> **Written request**: Copy exactly the lines from the beginning of the data down to and including the line holding "h-[711px] w-[1432px] overflow-hidden", without any pictures.

--- START Stored rows ---

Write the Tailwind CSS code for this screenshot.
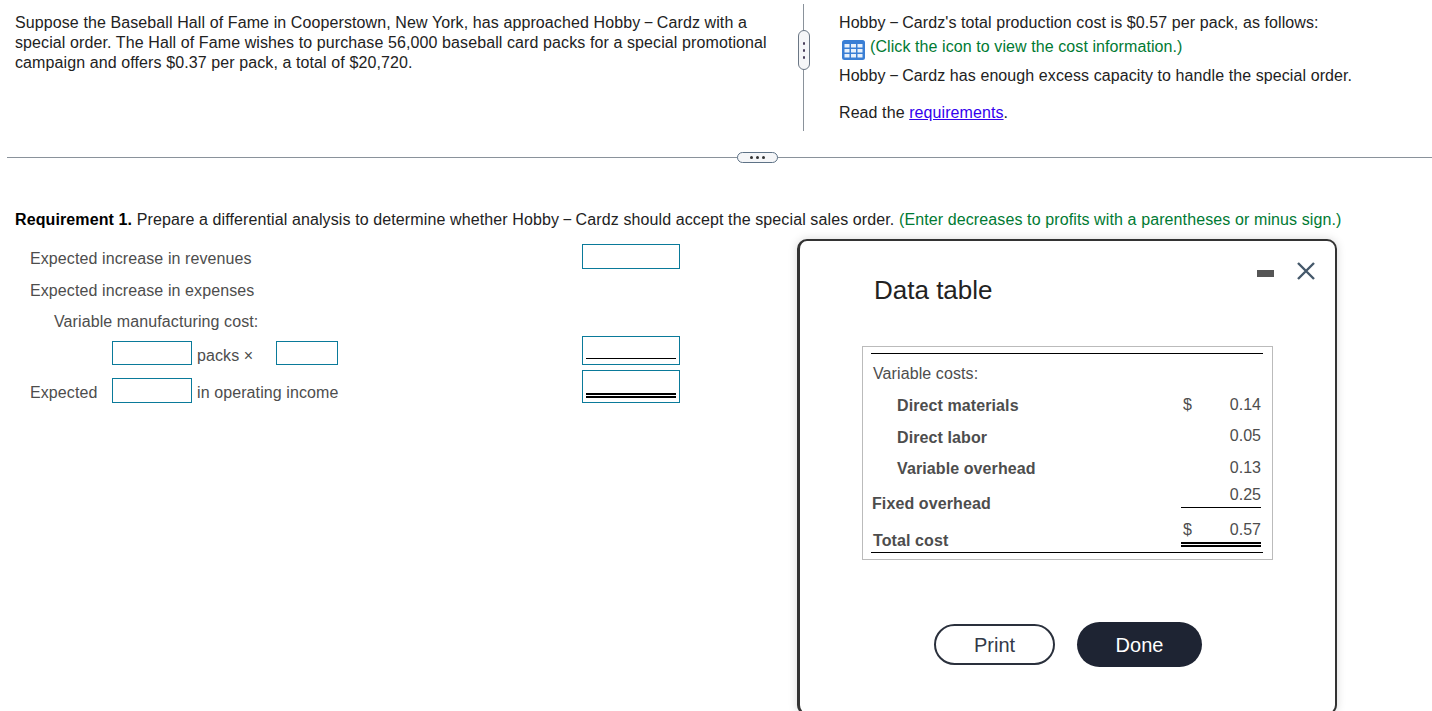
<!DOCTYPE html>
<html lang="en">
<head>
<meta charset="utf-8">
<title>Data table</title>
<script src="https://cdn.jsdelivr.net/npm/@tailwindcss/browser@4"></script>
</head>
<body class="bg-white">
<div class="relative h-[711px] w-[1432px] overflow-hidden bg-white font-['Liberation_Sans',Arial,sans-serif] text-[16px] leading-5 tracking-[0.1px] text-[#222]">

  <section class="flex h-[157px]">
    <div class="w-[803px] shrink-0 pl-[15px] pt-[13px]">
      <p class="w-[770px]">Suppose the Baseball Hall of Fame in Cooperstown, New York, has approached <span class="[word-spacing:-1px]">Hobby − Cardz</span> with a special order. The Hall of Fame wishes to purchase 56,000 baseball card packs for a special promotional campaign and offers $0.37 per pack, a total of $20,720.</p>
    </div>
    <div class="relative mt-[4px] h-[127px] w-px shrink-0 bg-[#8a929b]">
      <div class="absolute left-[-5px] top-[26px] flex h-[40px] w-[12px] flex-col items-center justify-center gap-[4px] rounded-full border border-[#6b7785] bg-[#f5f6f8]">
        <span class="h-[3px] w-[2px] rounded-full bg-[#4a3f5c]"></span>
        <span class="h-[3px] w-[2px] rounded-full bg-[#4a3f5c]"></span>
        <span class="h-[3px] w-[2px] rounded-full bg-[#4a3f5c]"></span>
      </div>
    </div>
    <div class="pl-[35px] pt-[13px] tracking-[0.085px]">
      <p><span class="[word-spacing:-1px]">Hobby − Cardz's</span> total production cost is $0.57 per pack, as follows:</p>
      <p class="mt-[4px] flex h-[20px] items-center text-[#007a33]">
        <svg class="ml-[3px] mt-[5px] mr-[5px] shrink-0" width="23" height="20" viewBox="0 0 23 20" fill="none">
          <rect width="23" height="20" rx="2.5" fill="#3a7fd5"/>
          <g fill="#e8f1fb">
            <rect x="2.5" y="4" width="5" height="3.5"/><rect x="9" y="4" width="5" height="3.5"/><rect x="15.5" y="4" width="5" height="3.5"/>
            <rect x="2.5" y="9" width="5" height="3.5"/><rect x="9" y="9" width="5" height="3.5"/><rect x="15.5" y="9" width="5" height="3.5"/>
            <rect x="2.5" y="14" width="5" height="3.5"/><rect x="9" y="14" width="5" height="3.5"/><rect x="15.5" y="14" width="5" height="3.5"/>
          </g>
        </svg>
        (Click the icon to view the cost information.)
      </p>
      <p class="mt-[9px]"><span class="[word-spacing:-1px]">Hobby − Cardz</span> has enough excess capacity to handle the special order.</p>
      <p class="mt-[17px]">Read the <a href="#" class="text-[#3300ee] underline">requirements</a>.</p>
    </div>
  </section>

  <div class="relative ml-[7px] h-px bg-[#8a929b]">
    <div class="absolute left-[730px] top-[-5px] flex h-[11px] w-[41px] items-center justify-center gap-[3px] rounded-full border border-[#5e7286] bg-[#f5f6f8]">
      <span class="h-[3px] w-[3px] rounded-full bg-[#333]"></span>
      <span class="h-[3px] w-[3px] rounded-full bg-[#333]"></span>
      <span class="h-[3px] w-[3px] rounded-full bg-[#333]"></span>
    </div>
  </div>

  <p class="ml-[15px] mt-[52px] whitespace-nowrap tracking-[0.11px]"><b class="font-bold text-black">Requirement 1.</b> Prepare a differential analysis to determine whether <span class="[word-spacing:-1px]">Hobby − Cardz</span> should accept the special sales order. <span class="text-[#007a33]">(Enter decreases to profits with a parentheses or minus sign.)</span></p>

  <section class="ml-[30px] mt-[14px] w-[650px] text-[#4d4d4d]">
    <div class="flex h-[25px] justify-between">
      <span class="pt-[5px]">Expected increase in revenues</span>
      <div class="h-[25px] w-[98px] border border-[#0a7a9a]"></div>
    </div>
    <div class="h-[67px] pt-[12px]">
      <p>Expected increase in expenses</p>
      <p class="ml-[24px] mt-[11px]">Variable manufacturing cost:</p>
    </div>
    <div class="flex h-[29px] justify-between">
      <div class="flex h-[24px] items-start self-end">
        <input class="ml-[82px] h-[24px] w-[80px] border border-[#0a7a9a]" aria-label="Packs">
        <span class="ml-[5px] w-[79px] pt-[5px]">packs ×</span>
        <input class="h-[24px] w-[62px] border border-[#0a7a9a]" aria-label="Cost per pack">
      </div>
      <div class="h-[29px] w-[98px] border border-[#0a7a9a] px-[3px]">
        <div class="h-[22px] border-b border-black"></div>
      </div>
    </div>
    <div class="mt-[5px] flex h-[33px] justify-between">
      <div class="flex h-[25px] items-start self-end">
        <span class="w-[82px] pt-[5px]">Expected</span>
        <input class="h-[25px] w-[80px] border border-[#0a7a9a]" aria-label="Change">
        <span class="ml-[5px] pt-[5px]">in operating income</span>
      </div>
      <div class="h-[33px] w-[98px] border border-[#0a7a9a] px-[3px]">
        <div class="h-[27px] border-b-[5px] border-double border-black"></div>
      </div>
    </div>
  </section>

  <div class="absolute left-[797px] top-[239px] h-[476px] w-[540px] rounded-[10px] border-2 border-l-[3px] border-[#333] bg-white shadow-[0_0_10px_rgba(0,0,0,0.15)]">
    <div class="absolute left-[457px] top-[29px] h-[7px] w-[17px] bg-[#555]"></div>
    <svg class="absolute left-[497px] top-[21px]" width="18" height="18" viewBox="0 0 18 18" fill="none" stroke="#44586a" stroke-width="2.4">
      <path d="M1 1 L17 17 M17 1 L1 17"/>
    </svg>

    <h2 class="pl-[74px] pt-[34px] text-[26px] leading-[30px] tracking-normal text-[#222]">Data table</h2>

    <div class="ml-[62px] mt-[41px] h-[214px] w-[411px] border border-[#bbb] pl-[8px] pt-[6px] text-[#4d4d4d]">
      <div class="h-[200px] w-[392px] border-y border-black">
        <div class="grid h-[35px] grid-cols-[310px_80px]">
          <span class="pl-[2px] pt-[10px]">Variable costs:</span><span></span>
        </div>
        <div class="grid h-[32px] grid-cols-[310px_80px]">
          <b class="pl-[26px] pt-[7px] font-bold">Direct materials</b>
          <span class="flex justify-between pl-[2px] pt-[6px] tracking-normal"><span>$</span><span>0.14</span></span>
        </div>
        <div class="grid h-[31px] grid-cols-[310px_80px]">
          <b class="pl-[26px] pt-[7px] font-bold">Direct labor</b>
          <span class="pt-[5px] text-right tracking-normal">0.05</span>
        </div>
        <div class="grid h-[32px] grid-cols-[310px_80px]">
          <b class="pl-[26px] pt-[7px] font-bold">Variable overhead</b>
          <span class="pt-[6px] text-right tracking-normal">0.13</span>
        </div>
        <div class="grid h-[24px] grid-cols-[310px_80px]">
          <b class="pl-[1px] pt-[10px] font-bold">Fixed overhead</b>
          <span class="h-[24px] border-b border-black pt-[1px] text-right tracking-normal">0.25</span>
        </div>
        <div class="grid h-[44px] grid-cols-[310px_80px]">
          <b class="pl-[2px] pt-[23px] font-bold">Total cost</b>
          <span class="flex h-[39px] justify-between border-b-[5px] border-double border-black pl-[2px] pt-[12px] tracking-normal"><span>$</span><span>0.57</span></span>
        </div>
      </div>
    </div>

    <div class="ml-[134px] mt-[62px] flex items-center gap-[22px] text-[20px] tracking-normal">
      <button class="h-[41px] w-[121px] rounded-full border-2 border-[#2a303c] bg-white text-[#333a48]">Print</button>
      <button class="h-[45px] w-[125px] rounded-full bg-[#1e2433] text-white">Done</button>
    </div>
  </div>
</div>
</body>
</html>
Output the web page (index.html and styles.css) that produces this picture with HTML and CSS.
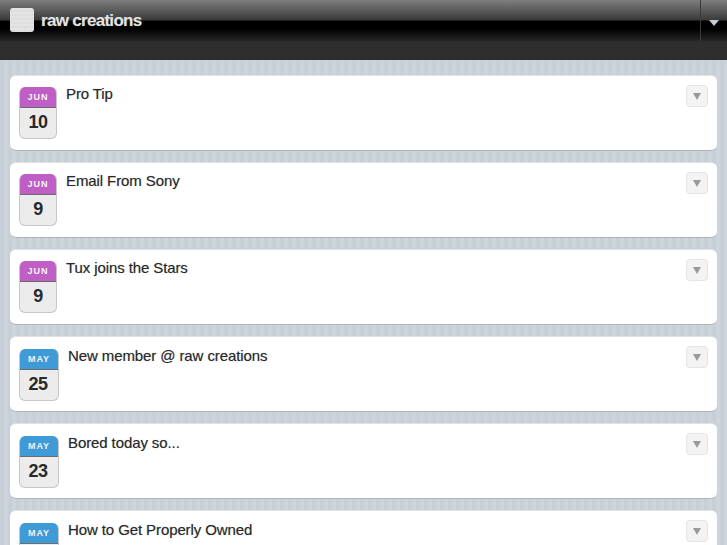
FILE: index.html
```html
<!DOCTYPE html>
<html>

<head>
  <meta name="viewport" content="width=device-width, initial-scale=1">
  <link rel="stylesheet" href="styles.css">
</head>

<body>

  <div class="header">
    <div class="logo"></div>
    <div class="brand">raw creations</div>
    <div class="menu-btn"><span class="arrow-light"></span></div>
  </div>
  <div class="subbar"></div>

  <div class="list">
    <div class="card">
      <div class="date"><div class="month june">JUN</div><div class="day">10</div></div>
      <div class="title">Pro Tip</div>
      <div class="toggle"><span class="arrow"></span></div>
    </div>
    <div class="card">
      <div class="date"><div class="month june">JUN</div><div class="day">9</div></div>
      <div class="title">Email From Sony</div>
      <div class="toggle"><span class="arrow"></span></div>
    </div>
    <div class="card">
      <div class="date"><div class="month june">JUN</div><div class="day">9</div></div>
      <div class="title">Tux joins the Stars</div>
      <div class="toggle"><span class="arrow"></span></div>
    </div>
    <div class="card">
      <div class="date date-wide"><div class="month may">MAY</div><div class="day">25</div></div>
      <div class="title">New member @ raw creations</div>
      <div class="toggle"><span class="arrow"></span></div>
    </div>
    <div class="card">
      <div class="date date-wide"><div class="month may">MAY</div><div class="day">23</div></div>
      <div class="title">Bored today so...</div>
      <div class="toggle"><span class="arrow"></span></div>
    </div>
    <div class="card">
      <div class="date date-wide"><div class="month may">MAY</div><div class="day">20</div></div>
      <div class="title">How to Get Properly Owned</div>
      <div class="toggle"><span class="arrow"></span></div>
    </div>
  </div>

</body>

</html>
```
FILE: styles.css
```css
html,
body {
  height: 100%;
  overflow: hidden;
}

body {
  margin: 0;
  font-family: "Liberation Sans", Arial, Helvetica, sans-serif;
  background-color: #c9d1d9;
  background-image: repeating-linear-gradient(90deg, #c7cfd7 0, #c7cfd7 4px, #cdd4dc 4px, #cdd4dc 8px);
}

.header {
  height: 42px;
  display: flex;
  align-items: flex-start;
  background: linear-gradient(#7e7e7e 0, #3a3a3a 20px, #000 21px, #000 29px, #262626 41px, #333 42px);
}

.logo {
  width: 24px;
  height: 24px;
  margin: 8px 0 0 10px;
  border-radius: 3px;
  background: repeating-linear-gradient(#e4e4e4 0, #e4e4e4 2px, #dedede 2px, #dedede 4px);
}

.brand {
  margin: 11px 0 0 7px;
  font-size: 17px;
  line-height: 20px;
  font-weight: bold;
  letter-spacing: -0.7px;
  color: #e2e2e2;
  text-shadow: 0 0 1px rgba(255, 255, 255, 0.3);
}

.menu-btn {
  margin-left: auto;
  width: 26px;
  height: 41px;
  border-left: 1px solid #3a3a3a;
  display: flex;
  justify-content: center;
}

.arrow-light {
  margin-top: 20px;
  height: 0;
  border-left: 5px solid transparent;
  border-right: 5px solid transparent;
  border-top: 6px solid #c3cdd6;
}

.subbar {
  height: 18px;
  background-color: #2e2e2e;
}

.list {
  display: flex;
  flex-direction: column;
  gap: 11px;
  padding: 15px 10px 0;
}

.card {
  height: 76px;
  flex: none;
  box-sizing: border-box;
  display: flex;
  align-items: flex-start;
  background-color: #fff;
  border-radius: 6px;
  border-top: 1px solid #dfe3e6;
  border-bottom: 1px solid #aeb4b9;
  padding: 11px 9px 0;
}

.date {
  width: 38px;
  height: 52px;
  box-sizing: border-box;
  flex: none;
  border: 1px solid #c6c6c6;
  border-top: none;
  border-radius: 6px;
  background-color: #ececec;
  overflow: hidden;
  text-align: center;
}

.date-wide {
  width: 40px;
  margin-top: 1px;
}

.date-wide .day {
  padding-right: 2px;
}

.month {
  height: 20px;
  line-height: 20px;
  font-size: 9px;
  font-weight: bold;
  letter-spacing: 1px;
  color: #f4f4f4;
  border-bottom: 1px solid #6b6b6b;
  margin: 0 -1px;
}

.june {
  background-color: #bf5fc6;
}

.may {
  background-color: #3f9ad8;
}

.day {
  font-size: 18px;
  font-weight: bold;
  line-height: 28px;
  color: #2a2a2a;
  letter-spacing: -0.5px;
}

.title {
  margin: -2px 0 0 9px;
  font-size: 15px;
  line-height: 18px;
  letter-spacing: -0.1px;
  color: #2a2a2a;
  text-shadow: 0 0 1px rgba(0, 0, 0, 0.35);
}

.date-wide + .title {
  margin-top: -1px;
}

.toggle {
  margin-left: auto;
  margin-top: -2px;
  width: 22px;
  height: 22px;
  box-sizing: border-box;
  border: 1px solid #e4e4e4;
  border-radius: 4px;
  background-color: #f3f3f3;
  display: flex;
  justify-content: center;
  align-items: center;
}

.arrow {
  border-left: 4px solid transparent;
  border-right: 4px solid transparent;
  border-top: 7px solid #9a9a9a;
}
```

--- END Stored rows ---

> **Answer**:
Write the Tailwind CSS code for this screenshot.
<!DOCTYPE html>
<html lang="en">
<head>
<meta charset="utf-8">
<title>Data table</title>
<script src="https://cdn.jsdelivr.net/npm/@tailwindcss/browser@4"></script>
</head>
<body class="bg-white">
<div class="relative h-[711px] w-[1432px] overflow-hidden bg-white font-['Liberation_Sans',Arial,sans-serif] text-[16px] leading-5 tracking-[0.1px] text-[#222]">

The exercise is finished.